- Exercise directions
Repeat the whole listing exactly as written.

_ _ _

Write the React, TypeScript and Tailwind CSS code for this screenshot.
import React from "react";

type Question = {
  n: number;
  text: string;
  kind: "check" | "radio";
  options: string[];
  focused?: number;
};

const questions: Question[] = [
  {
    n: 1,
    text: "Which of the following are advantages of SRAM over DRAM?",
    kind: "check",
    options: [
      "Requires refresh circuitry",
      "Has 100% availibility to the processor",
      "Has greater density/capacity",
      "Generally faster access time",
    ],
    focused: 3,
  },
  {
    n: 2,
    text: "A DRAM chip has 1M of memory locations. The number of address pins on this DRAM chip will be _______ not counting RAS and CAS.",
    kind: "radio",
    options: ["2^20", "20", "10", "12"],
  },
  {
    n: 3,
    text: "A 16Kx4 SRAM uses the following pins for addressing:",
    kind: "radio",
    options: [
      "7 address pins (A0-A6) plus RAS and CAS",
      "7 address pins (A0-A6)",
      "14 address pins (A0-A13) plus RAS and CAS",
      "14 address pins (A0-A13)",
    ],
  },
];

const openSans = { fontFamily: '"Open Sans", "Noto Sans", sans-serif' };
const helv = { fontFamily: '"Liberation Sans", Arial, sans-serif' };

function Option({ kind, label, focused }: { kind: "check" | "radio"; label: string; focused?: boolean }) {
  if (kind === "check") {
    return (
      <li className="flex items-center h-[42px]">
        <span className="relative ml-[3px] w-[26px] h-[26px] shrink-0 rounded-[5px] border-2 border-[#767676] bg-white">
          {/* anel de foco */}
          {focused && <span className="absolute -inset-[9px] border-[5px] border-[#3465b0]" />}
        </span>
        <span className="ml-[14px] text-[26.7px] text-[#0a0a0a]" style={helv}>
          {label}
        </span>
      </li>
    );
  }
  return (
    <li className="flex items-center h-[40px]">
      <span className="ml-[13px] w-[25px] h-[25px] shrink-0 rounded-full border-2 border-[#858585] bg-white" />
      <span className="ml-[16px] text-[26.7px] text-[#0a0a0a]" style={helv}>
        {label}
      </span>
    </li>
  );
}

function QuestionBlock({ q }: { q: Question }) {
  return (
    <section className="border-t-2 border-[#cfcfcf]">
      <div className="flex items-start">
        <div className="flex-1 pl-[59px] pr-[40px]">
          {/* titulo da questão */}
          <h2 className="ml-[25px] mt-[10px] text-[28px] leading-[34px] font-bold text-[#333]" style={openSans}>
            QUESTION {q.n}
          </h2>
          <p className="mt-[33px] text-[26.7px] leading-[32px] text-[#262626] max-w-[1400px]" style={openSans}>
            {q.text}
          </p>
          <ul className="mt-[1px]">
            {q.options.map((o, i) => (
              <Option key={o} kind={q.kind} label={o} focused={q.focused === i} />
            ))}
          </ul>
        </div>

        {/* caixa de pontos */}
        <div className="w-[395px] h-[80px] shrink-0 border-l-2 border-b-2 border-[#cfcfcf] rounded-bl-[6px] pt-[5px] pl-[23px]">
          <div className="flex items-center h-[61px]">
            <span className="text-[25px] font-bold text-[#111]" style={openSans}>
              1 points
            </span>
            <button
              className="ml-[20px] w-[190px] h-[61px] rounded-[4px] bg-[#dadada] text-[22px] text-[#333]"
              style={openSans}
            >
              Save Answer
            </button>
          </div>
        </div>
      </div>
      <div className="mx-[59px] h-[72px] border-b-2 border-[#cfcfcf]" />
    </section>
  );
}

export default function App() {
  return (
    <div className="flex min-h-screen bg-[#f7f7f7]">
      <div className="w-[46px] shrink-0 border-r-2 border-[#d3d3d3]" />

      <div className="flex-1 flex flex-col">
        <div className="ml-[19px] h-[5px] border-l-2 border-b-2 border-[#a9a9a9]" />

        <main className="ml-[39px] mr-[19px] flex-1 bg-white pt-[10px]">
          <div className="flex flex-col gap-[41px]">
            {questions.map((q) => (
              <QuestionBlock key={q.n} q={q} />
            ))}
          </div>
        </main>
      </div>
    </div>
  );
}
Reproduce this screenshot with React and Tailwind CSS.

_ _ _

- Correct output
Write the React, TypeScript and Tailwind CSS code for this screenshot.
import React from "react";

type Question = {
  n: number;
  text: string;
  kind: "check" | "radio";
  options: string[];
  focused?: number;
};

const questions: Question[] = [
  {
    n: 1,
    text: "Which of the following are advantages of SRAM over DRAM?",
    kind: "check",
    options: [
      "Requires refresh circuitry",
      "Has 100% availibility to the processor",
      "Has greater density/capacity",
      "Generally faster access time",
    ],
    focused: 3,
  },
  {
    n: 2,
    text: "A DRAM chip has 1M of memory locations. The number of address pins on this DRAM chip will be _______ not counting RAS and CAS.",
    kind: "radio",
    options: ["2^20", "20", "10", "12"],
  },
  {
    n: 3,
    text: "A 16Kx4 SRAM uses the following pins for addressing:",
    kind: "radio",
    options: [
      "7 address pins (A0-A6) plus RAS and CAS",
      "7 address pins (A0-A6)",
      "14 address pins (A0-A13) plus RAS and CAS",
      "14 address pins (A0-A13)",
    ],
  },
];

const openSans = { fontFamily: '"Open Sans", "Noto Sans", sans-serif' };
const helv = { fontFamily: '"Liberation Sans", Arial, sans-serif' };

function Option({ kind, label, focused }: { kind: "check" | "radio"; label: string; focused?: boolean }) {
  if (kind === "check") {
    return (
      <li className="flex items-center h-[42px]">
        <span className="relative ml-[3px] w-[26px] h-[26px] shrink-0 rounded-[5px] border-2 border-[#767676] bg-white">
          {/* anel de foco */}
          {focused && <span className="absolute -inset-[9px] border-[5px] border-[#3465b0]" />}
        </span>
        <span className="ml-[14px] text-[26.7px] text-[#0a0a0a]" style={helv}>
          {label}
        </span>
      </li>
    );
  }
  return (
    <li className="flex items-center h-[40px]">
      <span className="ml-[13px] w-[25px] h-[25px] shrink-0 rounded-full border-2 border-[#858585] bg-white" />
      <span className="ml-[16px] text-[26.7px] text-[#0a0a0a]" style={helv}>
        {label}
      </span>
    </li>
  );
}

function QuestionBlock({ q }: { q: Question }) {
  return (
    <section className="border-t-2 border-[#cfcfcf]">
      <div className="flex items-start">
        <div className="flex-1 pl-[59px] pr-[40px]">
          {/* titulo da questão */}
          <h2 className="ml-[25px] mt-[10px] text-[28px] leading-[34px] font-bold text-[#333]" style={openSans}>
            QUESTION {q.n}
          </h2>
          <p className="mt-[33px] text-[26.7px] leading-[32px] text-[#262626] max-w-[1400px]" style={openSans}>
            {q.text}
          </p>
          <ul className="mt-[1px]">
            {q.options.map((o, i) => (
              <Option key={o} kind={q.kind} label={o} focused={q.focused === i} />
            ))}
          </ul>
        </div>

        {/* caixa de pontos */}
        <div className="w-[395px] h-[80px] shrink-0 border-l-2 border-b-2 border-[#cfcfcf] rounded-bl-[6px] pt-[5px] pl-[23px]">
          <div className="flex items-center h-[61px]">
            <span className="text-[25px] font-bold text-[#111]" style={openSans}>
              1 points
            </span>
            <button
              className="ml-[20px] w-[190px] h-[61px] rounded-[4px] bg-[#dadada] text-[22px] text-[#333]"
              style={openSans}
            >
              Save Answer
            </button>
          </div>
        </div>
      </div>
      <div className="mx-[59px] h-[72px] border-b-2 border-[#cfcfcf]" />
    </section>
  );
}

export default function App() {
  return (
    <div className="flex min-h-screen bg-[#f7f7f7]">
      <div className="w-[46px] shrink-0 border-r-2 border-[#d3d3d3]" />

      <div className="flex-1 flex flex-col">
        <div className="ml-[19px] h-[5px] border-l-2 border-b-2 border-[#a9a9a9]" />

        <main className="ml-[39px] mr-[19px] flex-1 bg-white pt-[10px]">
          <div className="flex flex-col gap-[41px]">
            {questions.map((q) => (
              <QuestionBlock key={q.n} q={q} />
            ))}
          </div>
        </main>
      </div>
    </div>
  );
}
Reproduce this screenshot with React and Tailwind CSS.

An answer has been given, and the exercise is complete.